*PROVIDED DATA*
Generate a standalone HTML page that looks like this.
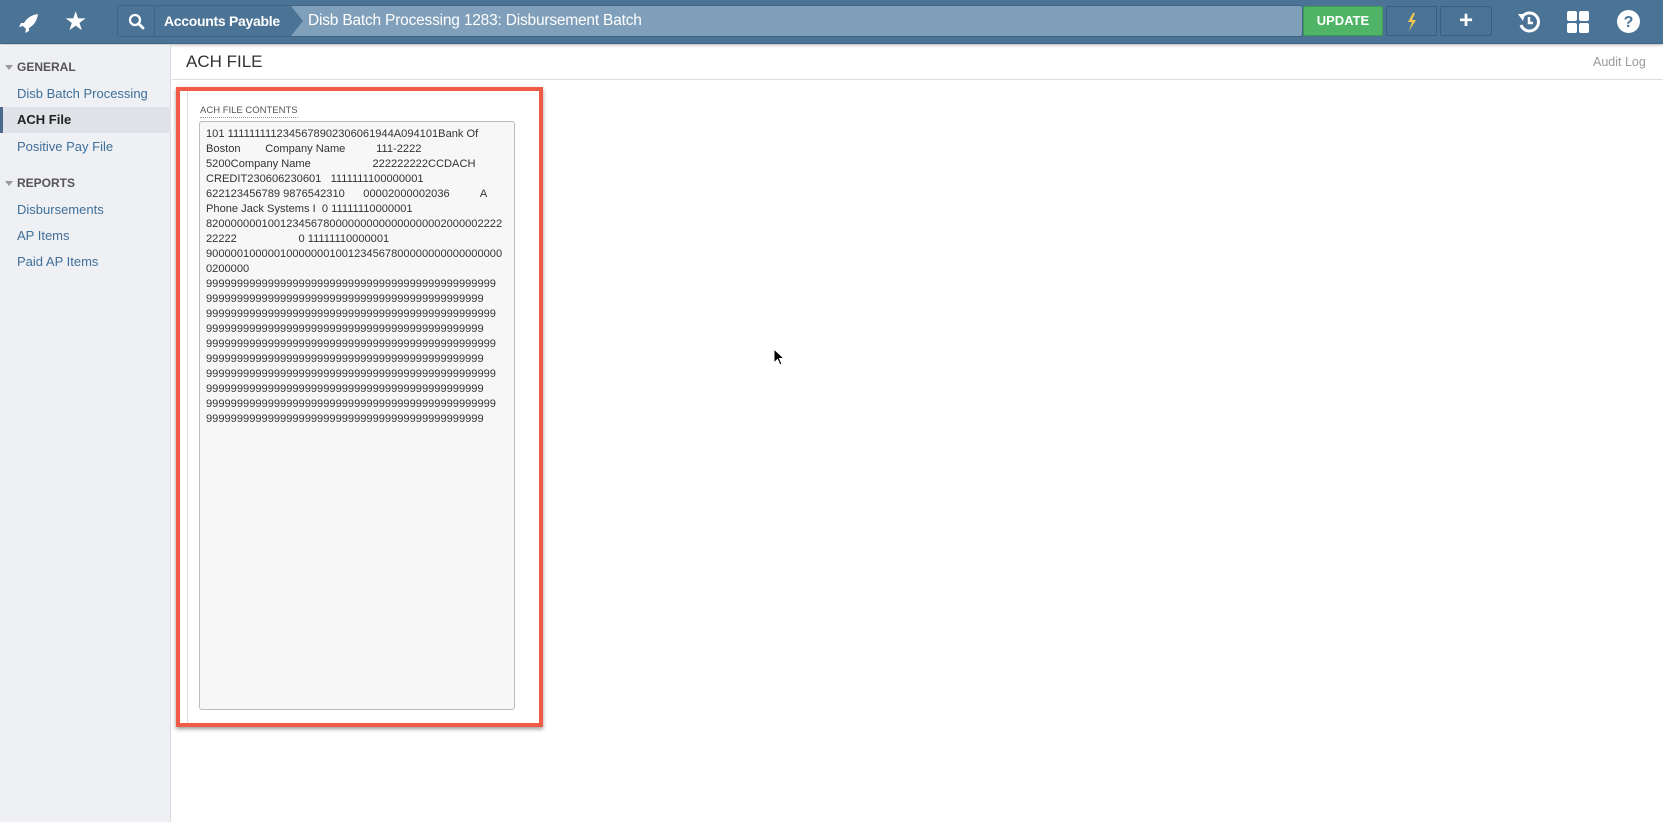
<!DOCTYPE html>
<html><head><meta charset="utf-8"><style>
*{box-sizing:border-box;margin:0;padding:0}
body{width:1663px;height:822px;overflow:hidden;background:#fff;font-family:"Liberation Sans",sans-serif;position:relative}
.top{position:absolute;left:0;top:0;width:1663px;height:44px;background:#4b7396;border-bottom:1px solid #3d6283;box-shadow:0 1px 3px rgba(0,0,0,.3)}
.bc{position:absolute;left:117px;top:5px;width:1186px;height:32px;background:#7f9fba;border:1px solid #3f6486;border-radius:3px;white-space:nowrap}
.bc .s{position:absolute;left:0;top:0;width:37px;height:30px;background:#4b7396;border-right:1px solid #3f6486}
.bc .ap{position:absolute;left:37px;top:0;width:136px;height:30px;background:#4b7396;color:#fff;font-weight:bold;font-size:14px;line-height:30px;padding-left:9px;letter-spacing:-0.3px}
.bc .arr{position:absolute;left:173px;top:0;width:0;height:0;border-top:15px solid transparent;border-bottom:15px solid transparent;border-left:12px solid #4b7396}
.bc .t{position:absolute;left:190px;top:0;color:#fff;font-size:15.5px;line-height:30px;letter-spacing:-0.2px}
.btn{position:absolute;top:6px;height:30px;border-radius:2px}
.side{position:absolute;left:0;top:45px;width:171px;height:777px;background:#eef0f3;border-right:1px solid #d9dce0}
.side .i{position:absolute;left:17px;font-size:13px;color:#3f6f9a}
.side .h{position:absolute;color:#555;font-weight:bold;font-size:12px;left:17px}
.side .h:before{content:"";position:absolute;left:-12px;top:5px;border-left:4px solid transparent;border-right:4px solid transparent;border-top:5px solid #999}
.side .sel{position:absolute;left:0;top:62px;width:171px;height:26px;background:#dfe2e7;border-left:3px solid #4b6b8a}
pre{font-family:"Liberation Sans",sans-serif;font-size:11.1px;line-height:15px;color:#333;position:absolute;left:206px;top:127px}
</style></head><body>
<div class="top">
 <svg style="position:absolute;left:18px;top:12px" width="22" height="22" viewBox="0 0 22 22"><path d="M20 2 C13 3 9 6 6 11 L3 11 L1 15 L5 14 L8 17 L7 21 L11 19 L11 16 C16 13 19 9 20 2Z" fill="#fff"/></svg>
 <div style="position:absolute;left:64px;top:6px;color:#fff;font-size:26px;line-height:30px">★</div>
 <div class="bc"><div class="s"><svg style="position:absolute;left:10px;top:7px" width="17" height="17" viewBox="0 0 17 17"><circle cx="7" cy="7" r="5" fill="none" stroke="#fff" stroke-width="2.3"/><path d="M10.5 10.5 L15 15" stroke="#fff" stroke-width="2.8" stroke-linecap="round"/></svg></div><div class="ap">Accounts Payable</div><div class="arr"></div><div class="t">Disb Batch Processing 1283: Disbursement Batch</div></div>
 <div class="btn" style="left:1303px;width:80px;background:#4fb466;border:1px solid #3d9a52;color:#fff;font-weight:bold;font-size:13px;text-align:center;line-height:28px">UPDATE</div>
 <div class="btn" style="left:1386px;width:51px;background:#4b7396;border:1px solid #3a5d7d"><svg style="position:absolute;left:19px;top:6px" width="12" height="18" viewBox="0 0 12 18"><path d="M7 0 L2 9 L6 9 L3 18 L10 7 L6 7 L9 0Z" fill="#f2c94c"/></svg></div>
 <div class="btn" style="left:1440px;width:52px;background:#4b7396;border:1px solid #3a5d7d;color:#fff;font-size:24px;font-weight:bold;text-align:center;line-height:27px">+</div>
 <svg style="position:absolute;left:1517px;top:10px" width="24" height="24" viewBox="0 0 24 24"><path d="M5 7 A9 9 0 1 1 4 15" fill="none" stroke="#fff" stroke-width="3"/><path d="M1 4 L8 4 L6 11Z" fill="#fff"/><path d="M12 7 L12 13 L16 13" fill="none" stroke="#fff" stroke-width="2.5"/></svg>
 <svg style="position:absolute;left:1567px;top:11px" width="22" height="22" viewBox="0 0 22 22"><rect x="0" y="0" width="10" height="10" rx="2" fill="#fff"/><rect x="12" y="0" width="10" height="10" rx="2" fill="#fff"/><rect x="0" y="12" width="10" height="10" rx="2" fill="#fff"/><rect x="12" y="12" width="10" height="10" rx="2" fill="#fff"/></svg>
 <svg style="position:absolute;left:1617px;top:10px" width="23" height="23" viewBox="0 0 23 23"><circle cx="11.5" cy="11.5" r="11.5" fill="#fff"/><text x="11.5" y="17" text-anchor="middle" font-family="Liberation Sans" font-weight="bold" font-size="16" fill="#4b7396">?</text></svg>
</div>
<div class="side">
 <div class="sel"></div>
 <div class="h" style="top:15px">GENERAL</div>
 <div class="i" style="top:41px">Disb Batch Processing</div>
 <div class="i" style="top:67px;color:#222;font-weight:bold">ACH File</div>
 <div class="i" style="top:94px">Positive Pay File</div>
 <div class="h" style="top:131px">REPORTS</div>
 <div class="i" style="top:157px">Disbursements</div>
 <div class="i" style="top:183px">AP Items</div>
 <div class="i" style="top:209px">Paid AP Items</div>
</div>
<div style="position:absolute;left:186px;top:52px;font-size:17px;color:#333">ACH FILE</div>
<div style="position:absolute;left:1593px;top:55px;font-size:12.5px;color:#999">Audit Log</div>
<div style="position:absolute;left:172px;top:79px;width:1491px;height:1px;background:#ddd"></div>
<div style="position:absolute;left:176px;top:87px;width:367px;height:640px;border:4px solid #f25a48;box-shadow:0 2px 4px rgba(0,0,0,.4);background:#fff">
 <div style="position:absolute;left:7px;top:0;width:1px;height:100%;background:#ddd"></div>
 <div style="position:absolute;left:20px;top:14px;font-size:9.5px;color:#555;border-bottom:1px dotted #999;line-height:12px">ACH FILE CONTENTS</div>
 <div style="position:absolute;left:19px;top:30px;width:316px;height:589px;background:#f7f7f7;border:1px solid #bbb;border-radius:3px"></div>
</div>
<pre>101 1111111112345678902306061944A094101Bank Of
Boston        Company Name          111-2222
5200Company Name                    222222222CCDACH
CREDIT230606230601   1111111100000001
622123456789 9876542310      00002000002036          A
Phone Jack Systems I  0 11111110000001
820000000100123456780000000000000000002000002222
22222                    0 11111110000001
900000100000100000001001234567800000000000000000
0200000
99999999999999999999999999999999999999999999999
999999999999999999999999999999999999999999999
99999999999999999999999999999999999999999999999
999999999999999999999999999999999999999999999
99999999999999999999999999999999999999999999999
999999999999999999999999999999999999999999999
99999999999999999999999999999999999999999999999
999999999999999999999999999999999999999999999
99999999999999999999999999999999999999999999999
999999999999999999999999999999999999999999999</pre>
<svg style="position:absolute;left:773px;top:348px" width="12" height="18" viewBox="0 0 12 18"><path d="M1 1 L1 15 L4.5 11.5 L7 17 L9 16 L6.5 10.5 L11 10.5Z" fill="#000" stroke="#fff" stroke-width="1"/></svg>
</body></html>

---

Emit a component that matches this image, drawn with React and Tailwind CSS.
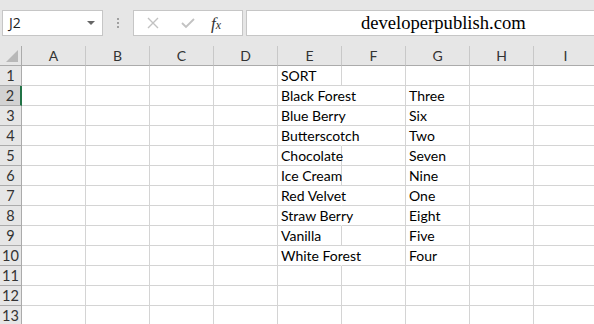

--

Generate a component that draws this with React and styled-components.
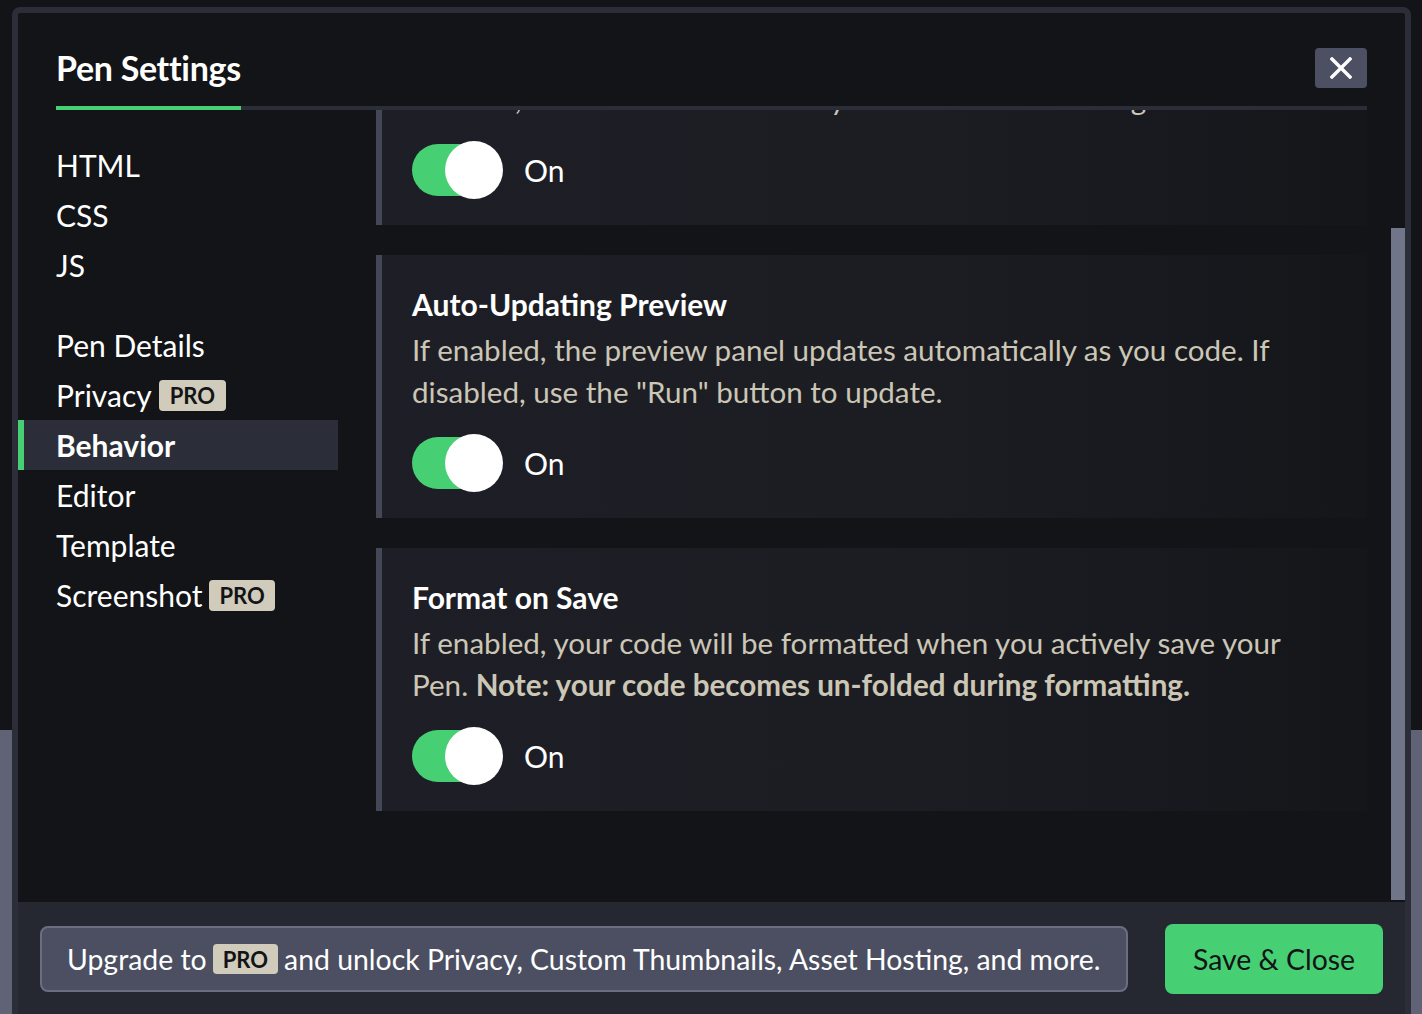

*THE PROBLEM*
Check each line of the records for the word "component", and show the lines that contain it.

*IN RESPONSE*
Emit a component that matches this image, drawn with React and Tailwind CSS.
Generate a component that draws this with React and styled-components.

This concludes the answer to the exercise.